NYPD eyes terror 'any given day'
NY Daily News | July 16, 2007
The NYPD's intelligence chief says Osama Bin Laden's henchmen have stepped up recruitment over the past six months - turning a desolate area of northern Pakistan into a training ground for a new generation of terrorists.
"They want to come here, and whatever their capabilities, they absolutely are focused on returning to New York City," NYPD Deputy Commissioner of Intelligence David Cohen told the Daily News.
Cohen said he was well aware of the threat before a new report prepared for the White House became public last week.
The intel report - titled "Al Qaeda better positioned to strike the West" - details how the terror network has regrouped and recovered from losses it suffered after 9/11. Though the findings caused a stir in Washington, Cohen told The News: "None of this should surprise us."
"We assume on any give day that someone is planning to do something in New York City," Cohen said during an exclusive interview. "Our posture is based on that fundamental assumption."
The report, prepared by the intelligence community for a White House meeting last week, does not indicate a specific threat against the U.S. or New York in coming months, Cohen said.
"Nothing coming out in the past few days would alter what we do on a daily basis," he said.
But Al Qaeda's regrouping underscores the need to keep the city's defenses up.
Al Qaeda retrenched by infiltrating a section of northern Pakistan that its government proved unable to control, Cohen said.
The sanctuary enabled the once-crippled network to build new mobile training camps, set up safehouses, train the next generation of top- and mid-level leaders and build ties to local terror groups, Cohen said.
"The absence of military presence in that area provides some sort of sanctuary," he explained. "Unless the pressure is constant, they will adapt."
Osama Bin Laden and his second-in-command, Ayman al-Zawahiri, are believed to be in Pakistan orchestrating the rebuilding of the terror network, Cohen said.
International law enforcement agencies are telling the Police Department that increasing numbers of extremists have been crossing into Pakistan, Cohen said.
"That enables them to take greater risks," he said. "If they lose a valued operative, they are now confident that another one is coming down the pike."
Even Al Qaeda's communication network has improved.
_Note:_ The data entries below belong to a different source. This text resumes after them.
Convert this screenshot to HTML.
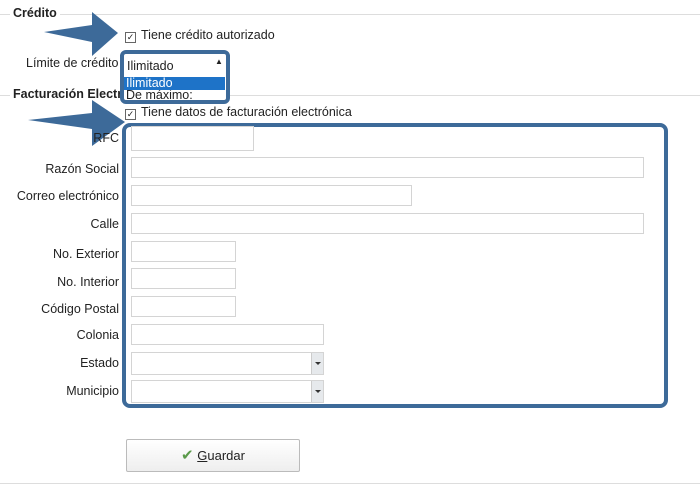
<!DOCTYPE html><html><head><style>
body{margin:0;width:700px;height:485px;background:#fff;position:relative;overflow:hidden;font-family:"Liberation Sans","DejaVu Sans",sans-serif;font-size:12.5px;color:#222}
.a{position:absolute}
.lbl{position:absolute;right:581px;text-align:right;white-space:nowrap}
.in{position:absolute;left:131px;height:21px;border:1px solid #d4d4d4;background:#fff;box-sizing:border-box}
.dd{position:absolute;right:0;top:0;width:11px;height:100%;background:#e6e9ec;border-left:1px solid #ccc}
.dd:after{content:"";position:absolute;left:3px;top:9px;border:3px solid transparent;border-top:3px solid #333;border-bottom:0}
.cb{display:inline-block;width:9px;height:9px;border:1px solid #666;vertical-align:-1px;margin-right:5px;font-size:9px;line-height:9px;text-align:center}
</style></head><body>
<div class="a" style="left:0;top:14px;width:700px;border-top:1px solid #ddd"></div>
<div class="a" style="left:10px;top:6px;background:#fff;padding:0 3px;font-weight:bold">Crédito</div>
<div class="a" style="left:0;top:95px;width:700px;border-top:1px solid #ddd"></div>
<div class="a" style="left:10px;top:87px;background:#fff;padding:0 3px;font-weight:bold">Facturación Electrónica</div>
<svg class="a" style="left:0;top:0" width="140" height="160"><path d="M44,32 L92,25 L92,12 L118,33 L92,56 L92,42 Z" fill="#3d6a99"/><path d="M28,120 L92,113 L92,100 L125,122 L92,146 L92,129 Z" fill="#3d6a99"/></svg>
<div class="a" style="left:125px;top:28px;background:#fff;padding-right:2px"><span class="cb">✓</span>Tiene crédito autorizado</div>
<div class="a" style="left:26px;top:56px">Límite de crédito</div>
<div class="a" style="left:120px;top:50px;width:110px;height:54px;border:4px solid #3d6a99;border-radius:6px;box-sizing:border-box;background:#fff"></div>
<div class="a" style="left:124px;top:56px;width:100px;height:20px;line-height:20px;padding-left:3px">Ilimitado</div>
<div class="a" style="left:215px;top:57px;font-size:8px">▲</div>
<div class="a" style="left:124px;top:77px;width:101px;height:13px;background:#1e73c8;color:#fff;line-height:13px;padding-left:2px;box-sizing:border-box">Ilimitado</div>
<div class="a" style="left:126px;top:90px;line-height:11px;height:10px;overflow:hidden">De máximo:</div>
<div class="a" style="left:125px;top:105px;background:#fff;padding-right:2px"><span class="cb">✓</span>Tiene datos de facturación electrónica</div>
<div class="a" style="left:122px;top:123px;width:546px;height:285px;border:4px solid #3d6a99;border-radius:8px;box-sizing:border-box"></div>
<div class="lbl" style="top:131px">RFC</div><div class="in" style="top:126px;width:123px;height:25px"></div>
<div class="lbl" style="top:162px">Razón Social</div><div class="in" style="top:157px;width:513px"></div>
<div class="lbl" style="top:189px">Correo electrónico</div><div class="in" style="top:185px;width:281px"></div>
<div class="lbl" style="top:217px">Calle</div><div class="in" style="top:213px;width:513px"></div>
<div class="lbl" style="top:247px">No. Exterior</div><div class="in" style="top:241px;width:105px"></div>
<div class="lbl" style="top:275px">No. Interior</div><div class="in" style="top:268px;width:105px"></div>
<div class="lbl" style="top:302px">Código Postal</div><div class="in" style="top:296px;width:105px"></div>
<div class="lbl" style="top:328px">Colonia</div><div class="in" style="top:324px;width:193px"></div>
<div class="lbl" style="top:356px">Estado</div><div class="in" style="top:352px;width:193px;height:23px"><div class="dd"></div></div>
<div class="lbl" style="top:384px">Municipio</div><div class="in" style="top:380px;width:193px;height:23px"><div class="dd"></div></div>
<div class="a" style="left:126px;top:439px;width:174px;height:33px;border:1px solid #bbb;border-radius:2px;box-sizing:border-box;background:linear-gradient(#fff,#eee);text-align:center;line-height:31px;font-size:13px"><span style="color:#5a9a4a;font-size:15px">✔</span> <u>G</u>uardar</div>
<div class="a" style="left:0;top:483px;width:700px;border-top:1px solid #ddd"></div>
</body></html>
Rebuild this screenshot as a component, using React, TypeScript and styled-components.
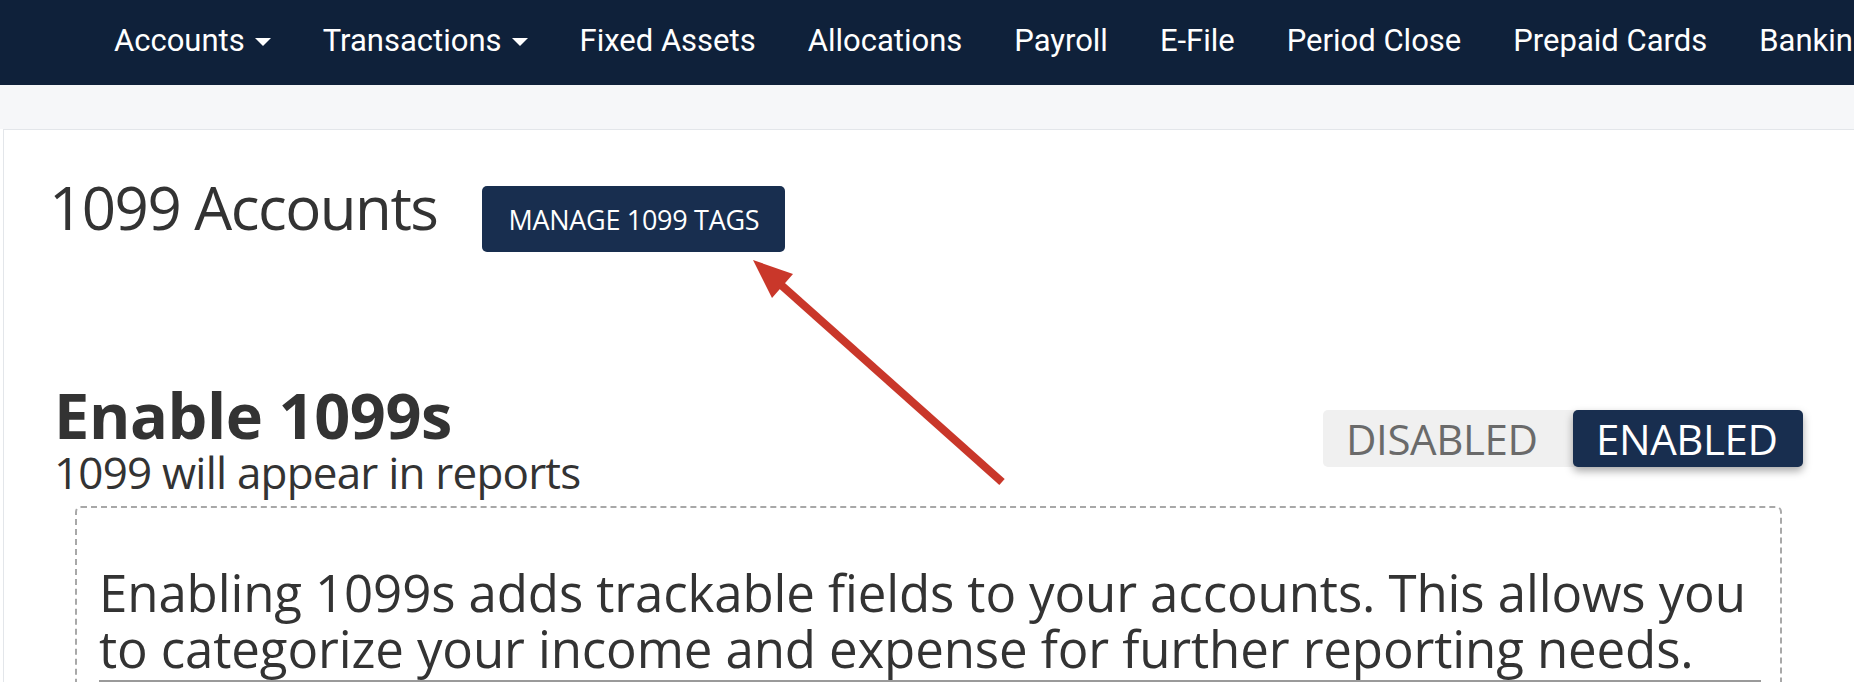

It can now release Internet propaganda videos in a matter of hours after a terror attack.
Three months ago, federal officials monitoring classified reports began whispering about a "buzz" that Al Qaeda was readying strikes against U.S. targets by the end of the year.
In April, a military source attributed the worries to a "gut feeling" by analysts. Homeland Security Secretary Michael Chertoff used the same term this week.
Cohen said the best response was a sustained vigilance - not sudden surges of activity.
"The operational tempo has intensified in the past six months," Cohen said. "We are aware of that increase, and are on it."